- **Work to do**:
Each line of the listing must be transcribed exactly, except for the images, which should be excluded.

--- START Data segment ---

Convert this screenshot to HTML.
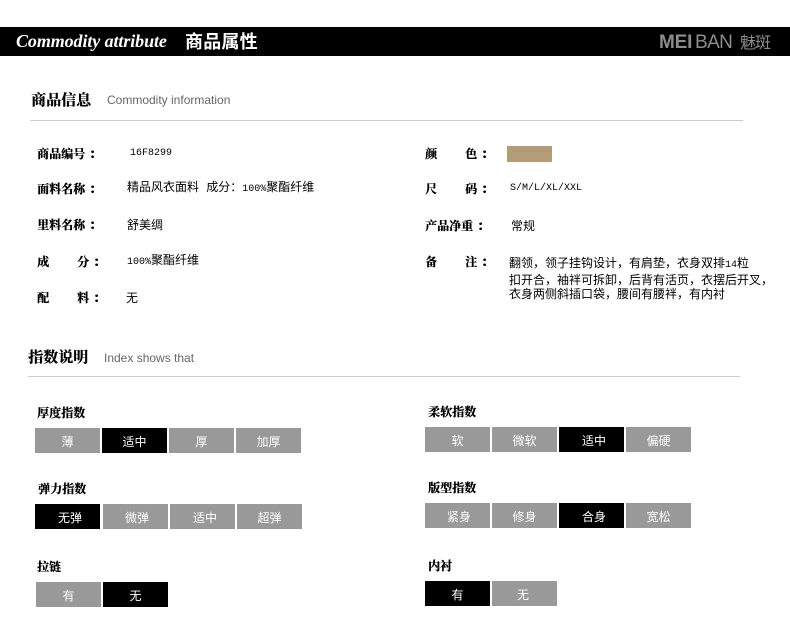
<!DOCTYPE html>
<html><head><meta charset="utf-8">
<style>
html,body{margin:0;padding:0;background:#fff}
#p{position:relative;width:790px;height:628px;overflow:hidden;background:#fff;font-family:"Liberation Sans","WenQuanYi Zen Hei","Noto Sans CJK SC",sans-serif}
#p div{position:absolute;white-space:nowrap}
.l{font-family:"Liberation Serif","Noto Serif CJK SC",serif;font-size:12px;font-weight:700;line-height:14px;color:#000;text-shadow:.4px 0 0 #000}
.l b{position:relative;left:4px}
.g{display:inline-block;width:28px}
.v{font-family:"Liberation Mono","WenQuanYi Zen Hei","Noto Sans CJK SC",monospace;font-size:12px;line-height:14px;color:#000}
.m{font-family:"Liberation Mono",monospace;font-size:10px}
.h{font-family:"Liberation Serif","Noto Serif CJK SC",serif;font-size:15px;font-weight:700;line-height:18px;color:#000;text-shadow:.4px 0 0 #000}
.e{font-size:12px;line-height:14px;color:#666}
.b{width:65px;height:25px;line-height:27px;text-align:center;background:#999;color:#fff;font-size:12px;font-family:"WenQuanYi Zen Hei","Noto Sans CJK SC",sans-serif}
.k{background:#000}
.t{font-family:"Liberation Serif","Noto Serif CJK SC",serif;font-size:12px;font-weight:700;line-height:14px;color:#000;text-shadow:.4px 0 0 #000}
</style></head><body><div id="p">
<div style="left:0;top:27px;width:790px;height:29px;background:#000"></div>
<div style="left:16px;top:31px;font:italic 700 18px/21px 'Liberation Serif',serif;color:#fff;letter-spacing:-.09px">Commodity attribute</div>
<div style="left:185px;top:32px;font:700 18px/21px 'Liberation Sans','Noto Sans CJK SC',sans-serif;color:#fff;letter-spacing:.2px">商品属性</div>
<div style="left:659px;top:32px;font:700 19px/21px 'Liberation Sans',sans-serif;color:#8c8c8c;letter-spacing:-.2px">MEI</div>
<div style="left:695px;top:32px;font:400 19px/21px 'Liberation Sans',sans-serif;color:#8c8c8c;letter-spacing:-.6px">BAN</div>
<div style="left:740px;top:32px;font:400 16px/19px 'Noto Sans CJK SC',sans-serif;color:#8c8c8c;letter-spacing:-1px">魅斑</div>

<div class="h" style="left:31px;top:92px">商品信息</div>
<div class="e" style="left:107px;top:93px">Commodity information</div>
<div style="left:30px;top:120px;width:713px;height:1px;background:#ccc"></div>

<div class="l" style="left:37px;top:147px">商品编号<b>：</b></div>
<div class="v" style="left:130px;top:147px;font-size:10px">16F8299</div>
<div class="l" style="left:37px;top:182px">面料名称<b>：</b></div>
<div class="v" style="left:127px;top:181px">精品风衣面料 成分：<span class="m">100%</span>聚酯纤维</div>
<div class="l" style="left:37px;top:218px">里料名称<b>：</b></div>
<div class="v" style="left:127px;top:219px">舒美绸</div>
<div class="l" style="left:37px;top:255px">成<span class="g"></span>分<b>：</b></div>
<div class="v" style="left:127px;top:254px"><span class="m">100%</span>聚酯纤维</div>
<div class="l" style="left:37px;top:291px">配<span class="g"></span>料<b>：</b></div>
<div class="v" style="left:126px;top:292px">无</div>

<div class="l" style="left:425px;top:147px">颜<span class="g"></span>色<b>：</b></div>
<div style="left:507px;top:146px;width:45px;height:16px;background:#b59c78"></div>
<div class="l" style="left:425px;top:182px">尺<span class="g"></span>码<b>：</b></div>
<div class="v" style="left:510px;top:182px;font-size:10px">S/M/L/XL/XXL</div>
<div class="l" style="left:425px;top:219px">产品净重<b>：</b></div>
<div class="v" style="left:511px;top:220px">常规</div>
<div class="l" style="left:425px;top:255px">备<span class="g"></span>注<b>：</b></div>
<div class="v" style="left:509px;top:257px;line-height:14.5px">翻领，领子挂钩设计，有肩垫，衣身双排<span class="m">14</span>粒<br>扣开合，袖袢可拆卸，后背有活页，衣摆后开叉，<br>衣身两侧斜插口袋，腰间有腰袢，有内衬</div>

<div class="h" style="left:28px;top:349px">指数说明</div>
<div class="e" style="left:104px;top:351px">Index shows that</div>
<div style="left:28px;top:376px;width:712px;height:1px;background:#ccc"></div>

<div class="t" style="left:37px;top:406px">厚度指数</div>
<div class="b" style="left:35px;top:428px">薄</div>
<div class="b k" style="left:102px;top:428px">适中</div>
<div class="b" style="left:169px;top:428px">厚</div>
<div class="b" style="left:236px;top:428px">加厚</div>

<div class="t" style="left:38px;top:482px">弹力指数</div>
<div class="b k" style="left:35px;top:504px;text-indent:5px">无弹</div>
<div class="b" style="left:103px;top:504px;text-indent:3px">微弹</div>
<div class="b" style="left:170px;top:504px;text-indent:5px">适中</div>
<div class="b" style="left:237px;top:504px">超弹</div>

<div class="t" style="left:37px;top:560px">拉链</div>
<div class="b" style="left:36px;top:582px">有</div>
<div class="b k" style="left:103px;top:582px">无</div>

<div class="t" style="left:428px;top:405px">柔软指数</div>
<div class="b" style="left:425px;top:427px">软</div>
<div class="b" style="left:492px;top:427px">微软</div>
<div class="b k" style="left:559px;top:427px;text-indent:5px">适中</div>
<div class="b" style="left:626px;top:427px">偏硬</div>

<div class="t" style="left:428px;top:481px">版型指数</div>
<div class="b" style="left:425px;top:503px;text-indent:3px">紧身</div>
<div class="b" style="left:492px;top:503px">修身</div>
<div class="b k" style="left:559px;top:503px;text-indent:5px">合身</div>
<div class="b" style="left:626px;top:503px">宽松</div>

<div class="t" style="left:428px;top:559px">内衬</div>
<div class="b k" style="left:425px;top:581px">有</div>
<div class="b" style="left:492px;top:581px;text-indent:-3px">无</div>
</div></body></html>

--- END Data segment ---

- **Task output**:
Convert this screenshot to HTML.
<!DOCTYPE html>
<html><head><meta charset="utf-8">
<style>
html,body{margin:0;padding:0;background:#fff}
#p{position:relative;width:790px;height:628px;overflow:hidden;background:#fff;font-family:"Liberation Sans","WenQuanYi Zen Hei","Noto Sans CJK SC",sans-serif}
#p div{position:absolute;white-space:nowrap}
.l{font-family:"Liberation Serif","Noto Serif CJK SC",serif;font-size:12px;font-weight:700;line-height:14px;color:#000;text-shadow:.4px 0 0 #000}
.l b{position:relative;left:4px}
.g{display:inline-block;width:28px}
.v{font-family:"Liberation Mono","WenQuanYi Zen Hei","Noto Sans CJK SC",monospace;font-size:12px;line-height:14px;color:#000}
.m{font-family:"Liberation Mono",monospace;font-size:10px}
.h{font-family:"Liberation Serif","Noto Serif CJK SC",serif;font-size:15px;font-weight:700;line-height:18px;color:#000;text-shadow:.4px 0 0 #000}
.e{font-size:12px;line-height:14px;color:#666}
.b{width:65px;height:25px;line-height:27px;text-align:center;background:#999;color:#fff;font-size:12px;font-family:"WenQuanYi Zen Hei","Noto Sans CJK SC",sans-serif}
.k{background:#000}
.t{font-family:"Liberation Serif","Noto Serif CJK SC",serif;font-size:12px;font-weight:700;line-height:14px;color:#000;text-shadow:.4px 0 0 #000}
</style></head><body><div id="p">
<div style="left:0;top:27px;width:790px;height:29px;background:#000"></div>
<div style="left:16px;top:31px;font:italic 700 18px/21px 'Liberation Serif',serif;color:#fff;letter-spacing:-.09px">Commodity attribute</div>
<div style="left:185px;top:32px;font:700 18px/21px 'Liberation Sans','Noto Sans CJK SC',sans-serif;color:#fff;letter-spacing:.2px">商品属性</div>
<div style="left:659px;top:32px;font:700 19px/21px 'Liberation Sans',sans-serif;color:#8c8c8c;letter-spacing:-.2px">MEI</div>
<div style="left:695px;top:32px;font:400 19px/21px 'Liberation Sans',sans-serif;color:#8c8c8c;letter-spacing:-.6px">BAN</div>
<div style="left:740px;top:32px;font:400 16px/19px 'Noto Sans CJK SC',sans-serif;color:#8c8c8c;letter-spacing:-1px">魅斑</div>

<div class="h" style="left:31px;top:92px">商品信息</div>
<div class="e" style="left:107px;top:93px">Commodity information</div>
<div style="left:30px;top:120px;width:713px;height:1px;background:#ccc"></div>

<div class="l" style="left:37px;top:147px">商品编号<b>：</b></div>
<div class="v" style="left:130px;top:147px;font-size:10px">16F8299</div>
<div class="l" style="left:37px;top:182px">面料名称<b>：</b></div>
<div class="v" style="left:127px;top:181px">精品风衣面料 成分：<span class="m">100%</span>聚酯纤维</div>
<div class="l" style="left:37px;top:218px">里料名称<b>：</b></div>
<div class="v" style="left:127px;top:219px">舒美绸</div>
<div class="l" style="left:37px;top:255px">成<span class="g"></span>分<b>：</b></div>
<div class="v" style="left:127px;top:254px"><span class="m">100%</span>聚酯纤维</div>
<div class="l" style="left:37px;top:291px">配<span class="g"></span>料<b>：</b></div>
<div class="v" style="left:126px;top:292px">无</div>

<div class="l" style="left:425px;top:147px">颜<span class="g"></span>色<b>：</b></div>
<div style="left:507px;top:146px;width:45px;height:16px;background:#b59c78"></div>
<div class="l" style="left:425px;top:182px">尺<span class="g"></span>码<b>：</b></div>
<div class="v" style="left:510px;top:182px;font-size:10px">S/M/L/XL/XXL</div>
<div class="l" style="left:425px;top:219px">产品净重<b>：</b></div>
<div class="v" style="left:511px;top:220px">常规</div>
<div class="l" style="left:425px;top:255px">备<span class="g"></span>注<b>：</b></div>
<div class="v" style="left:509px;top:257px;line-height:14.5px">翻领，领子挂钩设计，有肩垫，衣身双排<span class="m">14</span>粒<br>扣开合，袖袢可拆卸，后背有活页，衣摆后开叉，<br>衣身两侧斜插口袋，腰间有腰袢，有内衬</div>

<div class="h" style="left:28px;top:349px">指数说明</div>
<div class="e" style="left:104px;top:351px">Index shows that</div>
<div style="left:28px;top:376px;width:712px;height:1px;background:#ccc"></div>

<div class="t" style="left:37px;top:406px">厚度指数</div>
<div class="b" style="left:35px;top:428px">薄</div>
<div class="b k" style="left:102px;top:428px">适中</div>
<div class="b" style="left:169px;top:428px">厚</div>
<div class="b" style="left:236px;top:428px">加厚</div>

<div class="t" style="left:38px;top:482px">弹力指数</div>
<div class="b k" style="left:35px;top:504px;text-indent:5px">无弹</div>
<div class="b" style="left:103px;top:504px;text-indent:3px">微弹</div>
<div class="b" style="left:170px;top:504px;text-indent:5px">适中</div>
<div class="b" style="left:237px;top:504px">超弹</div>

<div class="t" style="left:37px;top:560px">拉链</div>
<div class="b" style="left:36px;top:582px">有</div>
<div class="b k" style="left:103px;top:582px">无</div>

<div class="t" style="left:428px;top:405px">柔软指数</div>
<div class="b" style="left:425px;top:427px">软</div>
<div class="b" style="left:492px;top:427px">微软</div>
<div class="b k" style="left:559px;top:427px;text-indent:5px">适中</div>
<div class="b" style="left:626px;top:427px">偏硬</div>

<div class="t" style="left:428px;top:481px">版型指数</div>
<div class="b" style="left:425px;top:503px;text-indent:3px">紧身</div>
<div class="b" style="left:492px;top:503px">修身</div>
<div class="b k" style="left:559px;top:503px;text-indent:5px">合身</div>
<div class="b" style="left:626px;top:503px">宽松</div>

<div class="t" style="left:428px;top:559px">内衬</div>
<div class="b k" style="left:425px;top:581px">有</div>
<div class="b" style="left:492px;top:581px;text-indent:-3px">无</div>
</div></body></html>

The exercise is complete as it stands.